*Stated goal*
Omit every picture while repeating the entries exactly.

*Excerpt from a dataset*
------------

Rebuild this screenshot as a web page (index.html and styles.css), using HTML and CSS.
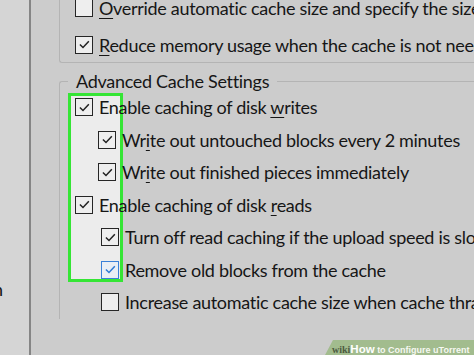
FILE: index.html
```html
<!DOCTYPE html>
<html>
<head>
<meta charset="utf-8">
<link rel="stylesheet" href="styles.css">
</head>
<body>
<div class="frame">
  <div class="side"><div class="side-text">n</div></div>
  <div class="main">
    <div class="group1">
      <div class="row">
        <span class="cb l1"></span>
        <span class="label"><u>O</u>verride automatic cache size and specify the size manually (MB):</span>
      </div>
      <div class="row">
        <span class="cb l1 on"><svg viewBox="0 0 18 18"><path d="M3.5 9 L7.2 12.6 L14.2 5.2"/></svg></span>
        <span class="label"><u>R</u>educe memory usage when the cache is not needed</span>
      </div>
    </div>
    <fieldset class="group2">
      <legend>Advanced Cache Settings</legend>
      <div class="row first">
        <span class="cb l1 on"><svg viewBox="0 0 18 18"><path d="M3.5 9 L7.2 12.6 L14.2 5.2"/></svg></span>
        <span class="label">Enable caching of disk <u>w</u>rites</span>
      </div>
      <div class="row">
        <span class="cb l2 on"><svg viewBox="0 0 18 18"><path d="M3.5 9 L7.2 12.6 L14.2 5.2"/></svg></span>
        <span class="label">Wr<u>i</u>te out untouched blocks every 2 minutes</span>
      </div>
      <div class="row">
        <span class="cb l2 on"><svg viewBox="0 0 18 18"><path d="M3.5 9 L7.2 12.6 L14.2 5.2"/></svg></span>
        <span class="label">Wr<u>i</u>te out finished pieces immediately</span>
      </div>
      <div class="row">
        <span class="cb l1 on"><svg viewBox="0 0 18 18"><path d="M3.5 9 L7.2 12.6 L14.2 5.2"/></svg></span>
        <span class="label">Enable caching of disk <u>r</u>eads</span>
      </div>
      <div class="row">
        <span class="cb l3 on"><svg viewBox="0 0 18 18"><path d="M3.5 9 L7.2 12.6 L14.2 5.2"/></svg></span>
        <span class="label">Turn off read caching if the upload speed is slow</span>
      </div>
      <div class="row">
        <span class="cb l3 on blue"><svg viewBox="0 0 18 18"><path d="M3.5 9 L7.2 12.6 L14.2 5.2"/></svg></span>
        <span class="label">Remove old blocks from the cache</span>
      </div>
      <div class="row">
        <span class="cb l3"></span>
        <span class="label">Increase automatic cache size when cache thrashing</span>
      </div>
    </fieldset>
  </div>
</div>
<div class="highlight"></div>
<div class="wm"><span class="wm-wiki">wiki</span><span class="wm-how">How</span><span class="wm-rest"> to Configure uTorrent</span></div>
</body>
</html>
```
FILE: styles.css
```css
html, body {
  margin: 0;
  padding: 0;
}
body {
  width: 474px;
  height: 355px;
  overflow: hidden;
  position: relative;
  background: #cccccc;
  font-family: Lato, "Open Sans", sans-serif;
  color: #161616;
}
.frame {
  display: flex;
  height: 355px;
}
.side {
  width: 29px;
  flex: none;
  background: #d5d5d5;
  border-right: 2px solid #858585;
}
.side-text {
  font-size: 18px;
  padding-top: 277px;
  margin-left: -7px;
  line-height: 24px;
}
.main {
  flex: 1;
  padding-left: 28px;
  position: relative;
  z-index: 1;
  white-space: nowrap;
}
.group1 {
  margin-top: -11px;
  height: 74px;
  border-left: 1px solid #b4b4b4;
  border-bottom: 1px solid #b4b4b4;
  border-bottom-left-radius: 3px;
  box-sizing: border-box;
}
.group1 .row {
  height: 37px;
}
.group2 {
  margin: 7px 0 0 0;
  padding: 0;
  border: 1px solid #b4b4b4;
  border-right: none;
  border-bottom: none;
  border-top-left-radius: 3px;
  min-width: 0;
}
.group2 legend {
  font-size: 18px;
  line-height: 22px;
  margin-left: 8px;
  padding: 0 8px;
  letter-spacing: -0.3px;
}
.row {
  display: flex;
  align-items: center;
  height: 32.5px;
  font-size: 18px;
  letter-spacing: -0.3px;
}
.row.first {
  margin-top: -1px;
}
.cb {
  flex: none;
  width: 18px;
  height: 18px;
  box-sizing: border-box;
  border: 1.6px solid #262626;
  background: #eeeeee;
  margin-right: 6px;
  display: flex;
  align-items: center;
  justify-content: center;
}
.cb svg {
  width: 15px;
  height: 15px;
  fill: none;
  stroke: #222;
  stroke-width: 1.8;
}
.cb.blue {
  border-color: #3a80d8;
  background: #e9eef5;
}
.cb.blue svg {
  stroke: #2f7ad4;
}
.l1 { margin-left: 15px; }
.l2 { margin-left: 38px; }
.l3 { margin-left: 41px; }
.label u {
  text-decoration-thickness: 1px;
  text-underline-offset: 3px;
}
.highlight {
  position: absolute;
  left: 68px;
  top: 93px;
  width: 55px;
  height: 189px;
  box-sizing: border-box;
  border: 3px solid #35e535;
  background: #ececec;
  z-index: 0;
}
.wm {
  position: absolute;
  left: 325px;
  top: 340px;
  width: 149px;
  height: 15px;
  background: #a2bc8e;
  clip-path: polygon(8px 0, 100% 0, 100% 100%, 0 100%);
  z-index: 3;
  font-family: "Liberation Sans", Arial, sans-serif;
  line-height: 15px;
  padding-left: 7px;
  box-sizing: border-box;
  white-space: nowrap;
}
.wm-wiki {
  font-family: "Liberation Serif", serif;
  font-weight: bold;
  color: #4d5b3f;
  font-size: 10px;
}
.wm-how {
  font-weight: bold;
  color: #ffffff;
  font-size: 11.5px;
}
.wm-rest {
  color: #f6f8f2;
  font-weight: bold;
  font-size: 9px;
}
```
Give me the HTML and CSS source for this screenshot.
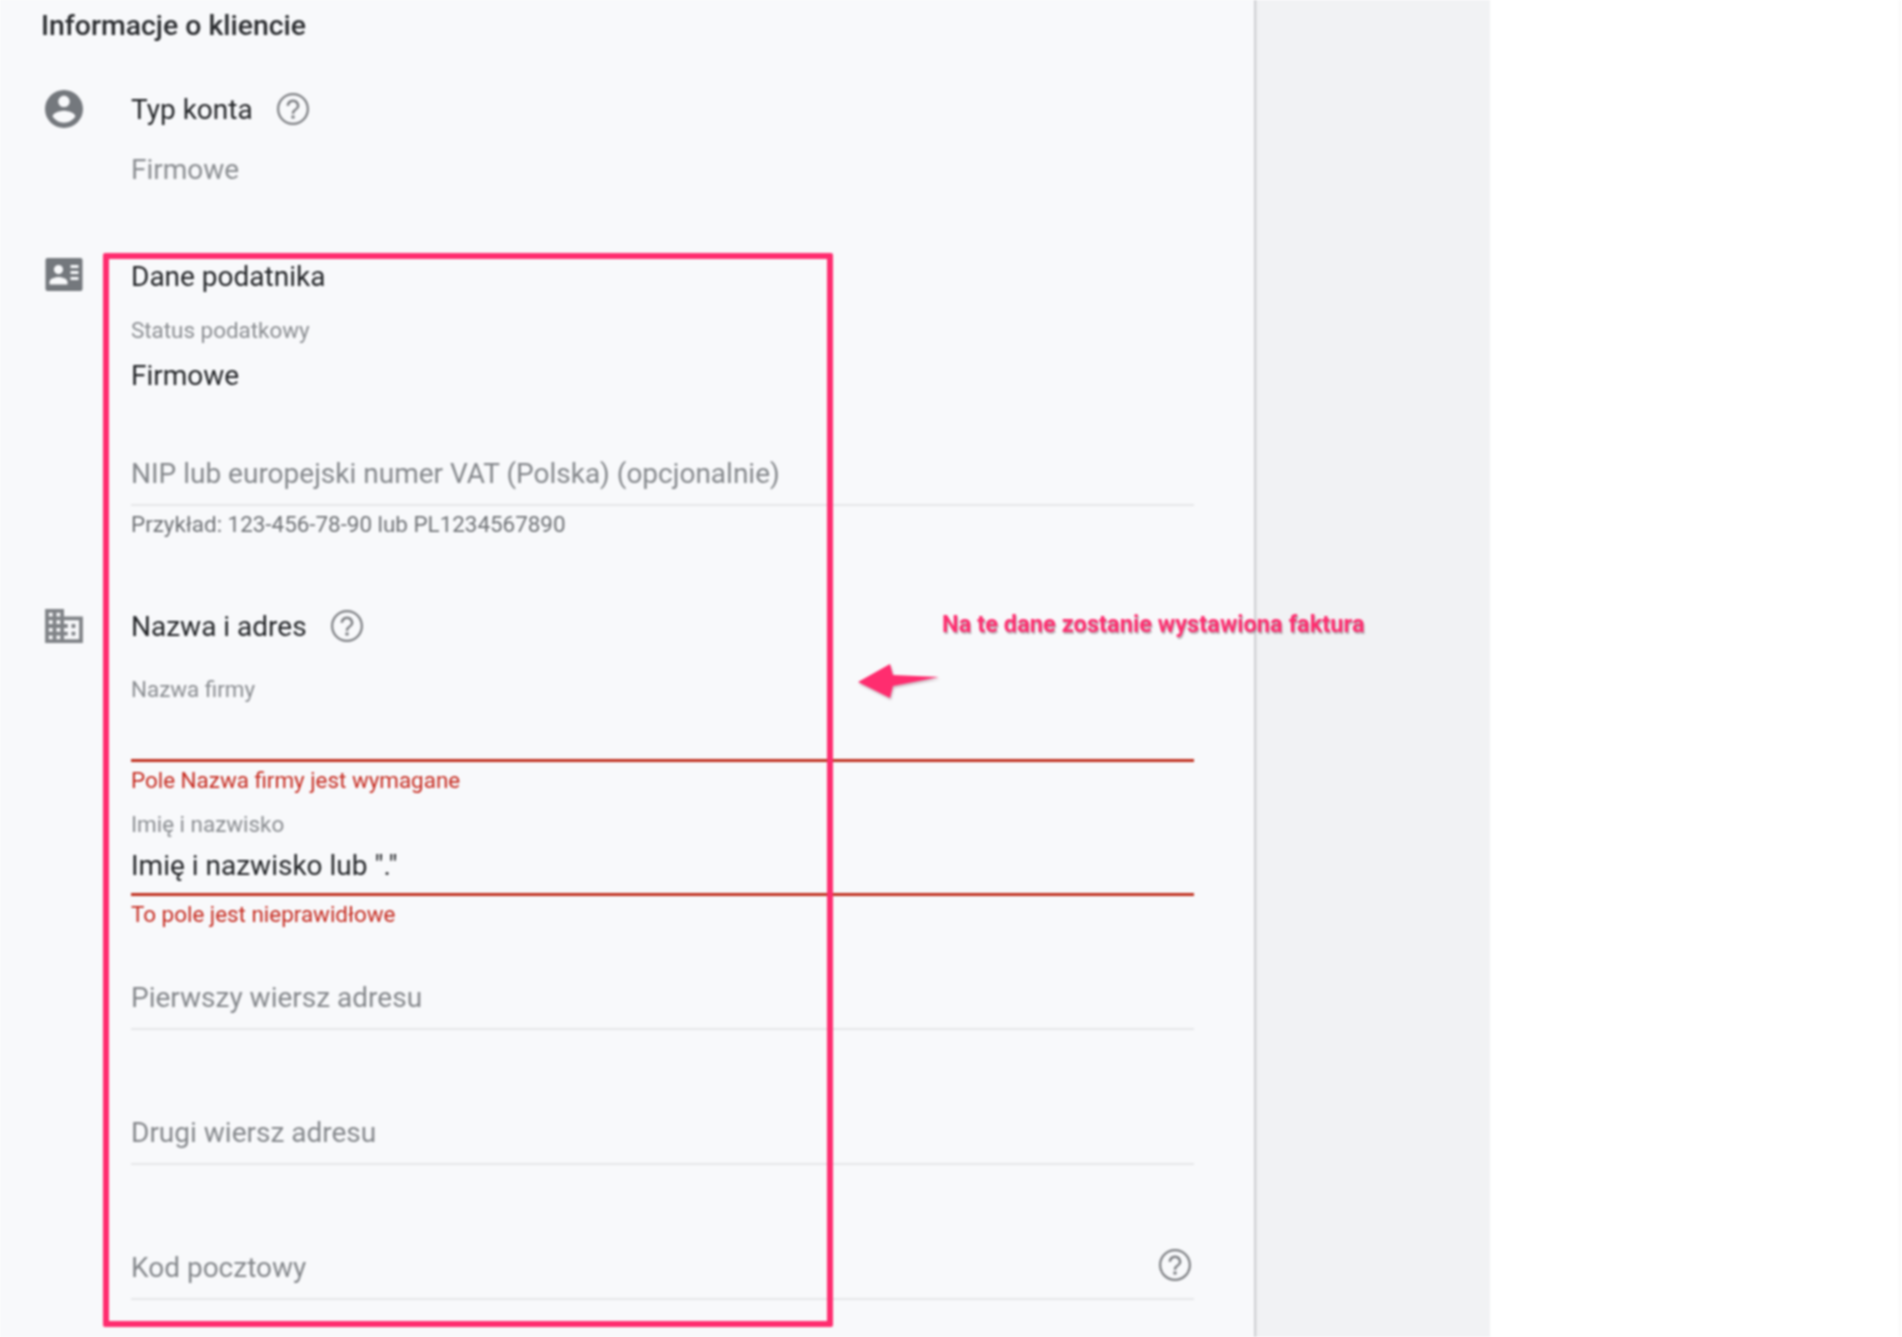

------------

*Solved exercise*
Rebuild this screenshot as a web page (index.html and styles.css), using HTML and CSS.
FILE: index.html
```html
<!DOCTYPE html>
<html>
<head>
<meta charset="utf-8">
<link rel="stylesheet" href="styles.css">
</head>
<body>
<div class="frame">
  <div class="side"><div class="side-text">n</div></div>
  <div class="main">
    <div class="group1">
      <div class="row">
        <span class="cb l1"></span>
        <span class="label"><u>O</u>verride automatic cache size and specify the size manually (MB):</span>
      </div>
      <div class="row">
        <span class="cb l1 on"><svg viewBox="0 0 18 18"><path d="M3.5 9 L7.2 12.6 L14.2 5.2"/></svg></span>
        <span class="label"><u>R</u>educe memory usage when the cache is not needed</span>
      </div>
    </div>
    <fieldset class="group2">
      <legend>Advanced Cache Settings</legend>
      <div class="row first">
        <span class="cb l1 on"><svg viewBox="0 0 18 18"><path d="M3.5 9 L7.2 12.6 L14.2 5.2"/></svg></span>
        <span class="label">Enable caching of disk <u>w</u>rites</span>
      </div>
      <div class="row">
        <span class="cb l2 on"><svg viewBox="0 0 18 18"><path d="M3.5 9 L7.2 12.6 L14.2 5.2"/></svg></span>
        <span class="label">Wr<u>i</u>te out untouched blocks every 2 minutes</span>
      </div>
      <div class="row">
        <span class="cb l2 on"><svg viewBox="0 0 18 18"><path d="M3.5 9 L7.2 12.6 L14.2 5.2"/></svg></span>
        <span class="label">Wr<u>i</u>te out finished pieces immediately</span>
      </div>
      <div class="row">
        <span class="cb l1 on"><svg viewBox="0 0 18 18"><path d="M3.5 9 L7.2 12.6 L14.2 5.2"/></svg></span>
        <span class="label">Enable caching of disk <u>r</u>eads</span>
      </div>
      <div class="row">
        <span class="cb l3 on"><svg viewBox="0 0 18 18"><path d="M3.5 9 L7.2 12.6 L14.2 5.2"/></svg></span>
        <span class="label">Turn off read caching if the upload speed is slow</span>
      </div>
      <div class="row">
        <span class="cb l3 on blue"><svg viewBox="0 0 18 18"><path d="M3.5 9 L7.2 12.6 L14.2 5.2"/></svg></span>
        <span class="label">Remove old blocks from the cache</span>
      </div>
      <div class="row">
        <span class="cb l3"></span>
        <span class="label">Increase automatic cache size when cache thrashing</span>
      </div>
    </fieldset>
  </div>
</div>
<div class="highlight"></div>
<div class="wm"><span class="wm-wiki">wiki</span><span class="wm-how">How</span><span class="wm-rest"> to Configure uTorrent</span></div>
</body>
</html>
```
FILE: styles.css
```css
html, body {
  margin: 0;
  padding: 0;
}
body {
  width: 474px;
  height: 355px;
  overflow: hidden;
  position: relative;
  background: #cccccc;
  font-family: Lato, "Open Sans", sans-serif;
  color: #161616;
}
.frame {
  display: flex;
  height: 355px;
}
.side {
  width: 29px;
  flex: none;
  background: #d5d5d5;
  border-right: 2px solid #858585;
}
.side-text {
  font-size: 18px;
  padding-top: 277px;
  margin-left: -7px;
  line-height: 24px;
}
.main {
  flex: 1;
  padding-left: 28px;
  position: relative;
  z-index: 1;
  white-space: nowrap;
}
.group1 {
  margin-top: -11px;
  height: 74px;
  border-left: 1px solid #b4b4b4;
  border-bottom: 1px solid #b4b4b4;
  border-bottom-left-radius: 3px;
  box-sizing: border-box;
}
.group1 .row {
  height: 37px;
}
.group2 {
  margin: 7px 0 0 0;
  padding: 0;
  border: 1px solid #b4b4b4;
  border-right: none;
  border-bottom: none;
  border-top-left-radius: 3px;
  min-width: 0;
}
.group2 legend {
  font-size: 18px;
  line-height: 22px;
  margin-left: 8px;
  padding: 0 8px;
  letter-spacing: -0.3px;
}
.row {
  display: flex;
  align-items: center;
  height: 32.5px;
  font-size: 18px;
  letter-spacing: -0.3px;
}
.row.first {
  margin-top: -1px;
}
.cb {
  flex: none;
  width: 18px;
  height: 18px;
  box-sizing: border-box;
  border: 1.6px solid #262626;
  background: #eeeeee;
  margin-right: 6px;
  display: flex;
  align-items: center;
  justify-content: center;
}
.cb svg {
  width: 15px;
  height: 15px;
  fill: none;
  stroke: #222;
  stroke-width: 1.8;
}
.cb.blue {
  border-color: #3a80d8;
  background: #e9eef5;
}
.cb.blue svg {
  stroke: #2f7ad4;
}
.l1 { margin-left: 15px; }
.l2 { margin-left: 38px; }
.l3 { margin-left: 41px; }
.label u {
  text-decoration-thickness: 1px;
  text-underline-offset: 3px;
}
.highlight {
  position: absolute;
  left: 68px;
  top: 93px;
  width: 55px;
  height: 189px;
  box-sizing: border-box;
  border: 3px solid #35e535;
  background: #ececec;
  z-index: 0;
}
.wm {
  position: absolute;
  left: 325px;
  top: 340px;
  width: 149px;
  height: 15px;
  background: #a2bc8e;
  clip-path: polygon(8px 0, 100% 0, 100% 100%, 0 100%);
  z-index: 3;
  font-family: "Liberation Sans", Arial, sans-serif;
  line-height: 15px;
  padding-left: 7px;
  box-sizing: border-box;
  white-space: nowrap;
}
.wm-wiki {
  font-family: "Liberation Serif", serif;
  font-weight: bold;
  color: #4d5b3f;
  font-size: 10px;
}
.wm-how {
  font-weight: bold;
  color: #ffffff;
  font-size: 11.5px;
}
.wm-rest {
  color: #f6f8f2;
  font-weight: bold;
  font-size: 9px;
}
```
Give me the HTML and CSS source for this screenshot.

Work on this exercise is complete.